Ione Skye and her husband, musician Ben Lee wearing paper party crowns while enjoying Christmas Eve in Australia
Ione Skye and her Aussie husband, musician Ben Lee enjoy Christmas Eve down under. Photo: Instagram/ioneskyelee.

"I was young, pretty and I noticed that people spoke to me as if I wasn’t as intelligent as the men or boys," she says.

An eye-opening experience on the set of a medieval TV show in England a little later in her career has stuck with her to this day.

"A lot of actresses were being put in clothes that were pushing their boobs up and the crew were being particularly kind of like, ‘phwoar, hey,’ with them and I remember thinking that that was really annoying.

"I’m not saying American crews are better but something about the raunchy British crew, they were just, like, going for it, that really stuck out to me."

'A long time coming'

Having spent the last 35 years living and working in Hollywood, Ione has this to say about the #MeToo movement of the past few years.

"It’s a long time coming and I think it’s really, really exciting.

I love that the conversation keeps evolving and deepening and the layers of what is considered consent are coming up in work and dating life for women and men to learn about. I love that [the focus of #MeToo] is not just one thing — such as being overtly sexually harassed — that there are so many levels and layers. Of course, it gets messy sometimes and confusing for people but I think it’s just terrific and whatever changes peoples’ ideas so it becomes the new norm the better, I feel.

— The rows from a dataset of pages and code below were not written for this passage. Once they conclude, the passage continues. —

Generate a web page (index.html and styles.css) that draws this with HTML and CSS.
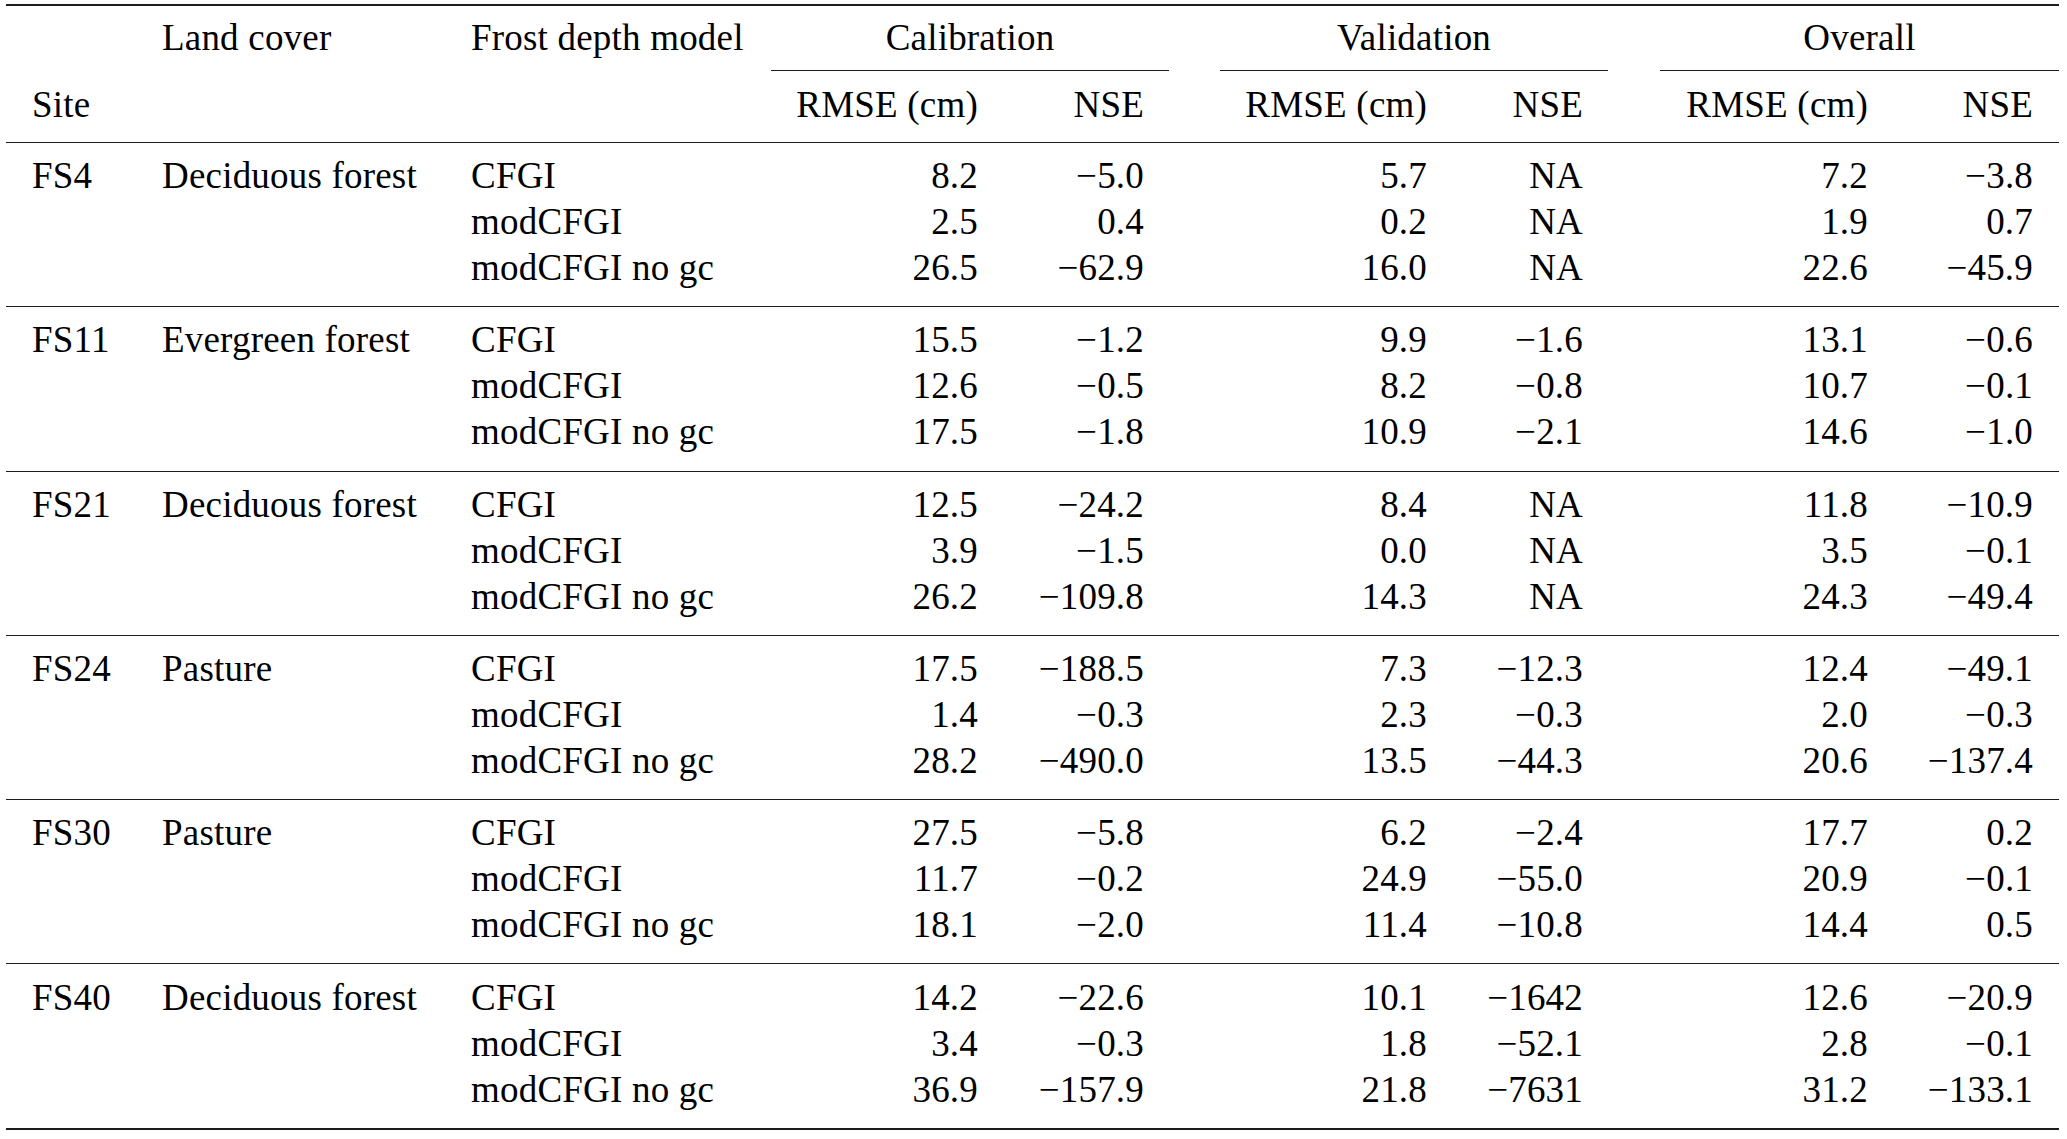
FILE: index.html
```html
<!DOCTYPE html>
<html lang="en">
<head>
<meta charset="utf-8">
<title>Frost depth model performance</title>
<link rel="stylesheet" href="styles.css">
</head>
<body>
<table class="results">
  <colgroup>
    <col class="c-site"><col class="c-land"><col class="c-model">
    <col class="c-cal-rmse"><col class="c-cal-nse">
    <col class="c-val-rmse"><col class="c-val-nse">
    <col class="c-all-rmse"><col class="c-all-nse">
  </colgroup>
  <thead>
    <tr class="head-top">
      <th class="txt"></th>
      <th class="txt">Land cover</th>
      <th class="txt">Frost depth model</th>
      <th class="span" colspan="2"><div class="spanner sp-cal">Calibration</div></th>
      <th class="span" colspan="2"><div class="spanner sp-val">Validation</div></th>
      <th class="span" colspan="2"><div class="spanner sp-all">Overall</div></th>
    </tr>
    <tr class="head-sub">
      <th class="txt">Site</th>
      <th class="txt"></th>
      <th class="txt"></th>
      <th class="num">RMSE (cm)</th>
      <th class="num">NSE</th>
      <th class="num">RMSE (cm)</th>
      <th class="num">NSE</th>
      <th class="num">RMSE (cm)</th>
      <th class="num">NSE</th>
    </tr>
  </thead>
  <tbody>
    <tr><td class="txt">FS4</td><td class="txt">Deciduous forest</td><td class="txt">CFGI</td><td class="num">8.2</td><td class="num">−5.0</td><td class="num">5.7</td><td class="num">NA</td><td class="num">7.2</td><td class="num">−3.8</td></tr>
    <tr><td class="txt"></td><td class="txt"></td><td class="txt">modCFGI</td><td class="num">2.5</td><td class="num">0.4</td><td class="num">0.2</td><td class="num">NA</td><td class="num">1.9</td><td class="num">0.7</td></tr>
    <tr><td class="txt"></td><td class="txt"></td><td class="txt">modCFGI no gc</td><td class="num">26.5</td><td class="num">−62.9</td><td class="num">16.0</td><td class="num">NA</td><td class="num">22.6</td><td class="num">−45.9</td></tr>
  </tbody>
  <tbody>
    <tr><td class="txt">FS11</td><td class="txt">Evergreen forest</td><td class="txt">CFGI</td><td class="num">15.5</td><td class="num">−1.2</td><td class="num">9.9</td><td class="num">−1.6</td><td class="num">13.1</td><td class="num">−0.6</td></tr>
    <tr><td class="txt"></td><td class="txt"></td><td class="txt">modCFGI</td><td class="num">12.6</td><td class="num">−0.5</td><td class="num">8.2</td><td class="num">−0.8</td><td class="num">10.7</td><td class="num">−0.1</td></tr>
    <tr><td class="txt"></td><td class="txt"></td><td class="txt">modCFGI no gc</td><td class="num">17.5</td><td class="num">−1.8</td><td class="num">10.9</td><td class="num">−2.1</td><td class="num">14.6</td><td class="num">−1.0</td></tr>
  </tbody>
  <tbody>
    <tr><td class="txt">FS21</td><td class="txt">Deciduous forest</td><td class="txt">CFGI</td><td class="num">12.5</td><td class="num">−24.2</td><td class="num">8.4</td><td class="num">NA</td><td class="num">11.8</td><td class="num">−10.9</td></tr>
    <tr><td class="txt"></td><td class="txt"></td><td class="txt">modCFGI</td><td class="num">3.9</td><td class="num">−1.5</td><td class="num">0.0</td><td class="num">NA</td><td class="num">3.5</td><td class="num">−0.1</td></tr>
    <tr><td class="txt"></td><td class="txt"></td><td class="txt">modCFGI no gc</td><td class="num">26.2</td><td class="num">−109.8</td><td class="num">14.3</td><td class="num">NA</td><td class="num">24.3</td><td class="num">−49.4</td></tr>
  </tbody>
  <tbody>
    <tr><td class="txt">FS24</td><td class="txt">Pasture</td><td class="txt">CFGI</td><td class="num">17.5</td><td class="num">−188.5</td><td class="num">7.3</td><td class="num">−12.3</td><td class="num">12.4</td><td class="num">−49.1</td></tr>
    <tr><td class="txt"></td><td class="txt"></td><td class="txt">modCFGI</td><td class="num">1.4</td><td class="num">−0.3</td><td class="num">2.3</td><td class="num">−0.3</td><td class="num">2.0</td><td class="num">−0.3</td></tr>
    <tr><td class="txt"></td><td class="txt"></td><td class="txt">modCFGI no gc</td><td class="num">28.2</td><td class="num">−490.0</td><td class="num">13.5</td><td class="num">−44.3</td><td class="num">20.6</td><td class="num">−137.4</td></tr>
  </tbody>
  <tbody>
    <tr><td class="txt">FS30</td><td class="txt">Pasture</td><td class="txt">CFGI</td><td class="num">27.5</td><td class="num">−5.8</td><td class="num">6.2</td><td class="num">−2.4</td><td class="num">17.7</td><td class="num">0.2</td></tr>
    <tr><td class="txt"></td><td class="txt"></td><td class="txt">modCFGI</td><td class="num">11.7</td><td class="num">−0.2</td><td class="num">24.9</td><td class="num">−55.0</td><td class="num">20.9</td><td class="num">−0.1</td></tr>
    <tr><td class="txt"></td><td class="txt"></td><td class="txt">modCFGI no gc</td><td class="num">18.1</td><td class="num">−2.0</td><td class="num">11.4</td><td class="num">−10.8</td><td class="num">14.4</td><td class="num">0.5</td></tr>
  </tbody>
  <tbody class="last">
    <tr><td class="txt">FS40</td><td class="txt">Deciduous forest</td><td class="txt">CFGI</td><td class="num">14.2</td><td class="num">−22.6</td><td class="num">10.1</td><td class="num">−1642</td><td class="num">12.6</td><td class="num">−20.9</td></tr>
    <tr><td class="txt"></td><td class="txt"></td><td class="txt">modCFGI</td><td class="num">3.4</td><td class="num">−0.3</td><td class="num">1.8</td><td class="num">−52.1</td><td class="num">2.8</td><td class="num">−0.1</td></tr>
    <tr><td class="txt"></td><td class="txt"></td><td class="txt">modCFGI no gc</td><td class="num">36.9</td><td class="num">−157.9</td><td class="num">21.8</td><td class="num">−7631</td><td class="num">31.2</td><td class="num">−133.1</td></tr>
  </tbody>
</table>
</body>
</html>
```

FILE: styles.css
```css
html, body {
  margin: 0;
  padding: 0;
  background: #ffffff;
}

body {
  padding: 4px 0 0 6px;
  font-family: "Liberation Serif", "Times New Roman", Times, serif;
  font-size: 37px;
  letter-spacing: 0.2px;
  color: #000000;
}

.results {
  table-layout: fixed;
  width: 2053px;
  border-collapse: separate;
  border-spacing: 0;
  line-height: 46px;
}

.c-site { width: 130px; }
.c-land { width: 309px; }
.c-model { width: 305px; }
.c-cal-rmse { width: 254px; }
.c-cal-nse { width: 166px; }
.c-val-rmse { width: 283px; }
.c-val-nse { width: 156px; }
.c-all-rmse { width: 285px; }
.c-all-nse { width: 165px; }

th, td {
  font-weight: normal;
  padding: 0;
  vertical-align: top;
  white-space: nowrap;
}

.txt {
  text-align: left;
  padding-left: 26px;
}

.num {
  text-align: right;
  padding-right: 26px;
}

/* header */
.head-top th {
  border-top: 2px solid #1c1c1c;
  padding-top: 8.6px;
}

.head-top th.span {
  padding-left: 0;
  padding-right: 0;
}

.spanner {
  text-align: center;
  padding-bottom: 9.4px;
  border-bottom: 1px solid #1c1c1c;
}

.sp-cal { margin: 0 1px 0 21px; }
.sp-val { margin: 0 1px 0 50px; }
.sp-all { margin: 0 0 0 51px; }

.head-sub th {
  padding-top: 10.6px;
  padding-bottom: 14.4px;
  border-bottom: 1px solid #1c1c1c;
}

/* body groups */
tbody tr:first-child td {
  padding-top: 10.2px;
}

tbody tr:last-child td {
  padding-bottom: 15.1px;
  border-bottom: 1px solid #1c1c1c;
}

tbody.last tr:last-child td {
  border-bottom: 2px solid #1c1c1c;
}
```
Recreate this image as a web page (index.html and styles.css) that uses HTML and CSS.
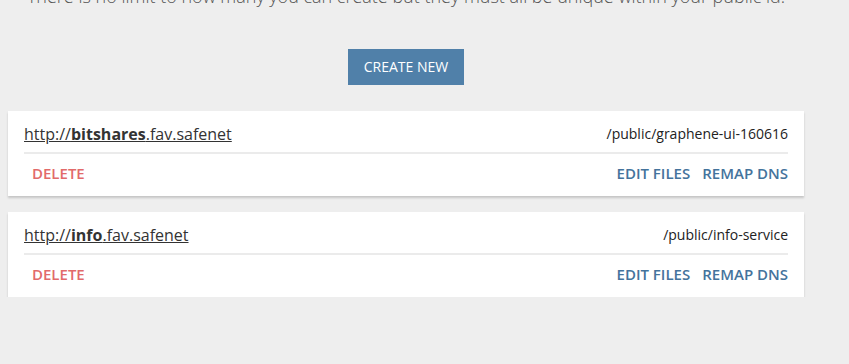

In November 2020, Ione, her two daughters and her husband, Aussie musician Ben Lee left LA behind and moved to Sydney which she says has been a breath of fresh air.

"The way that [Australians] are about the [film] business, it’s more relaxed but just as creative and ambitious.

"It’s nice for me to step out of the Los Angeles movie business pressure, it’s more dramatic over there and social climb-y. All of the stuff you would think it is. Even though I’ve been in LA my whole life and I have all those connections [...] it’s really nice to try on this other way of working here."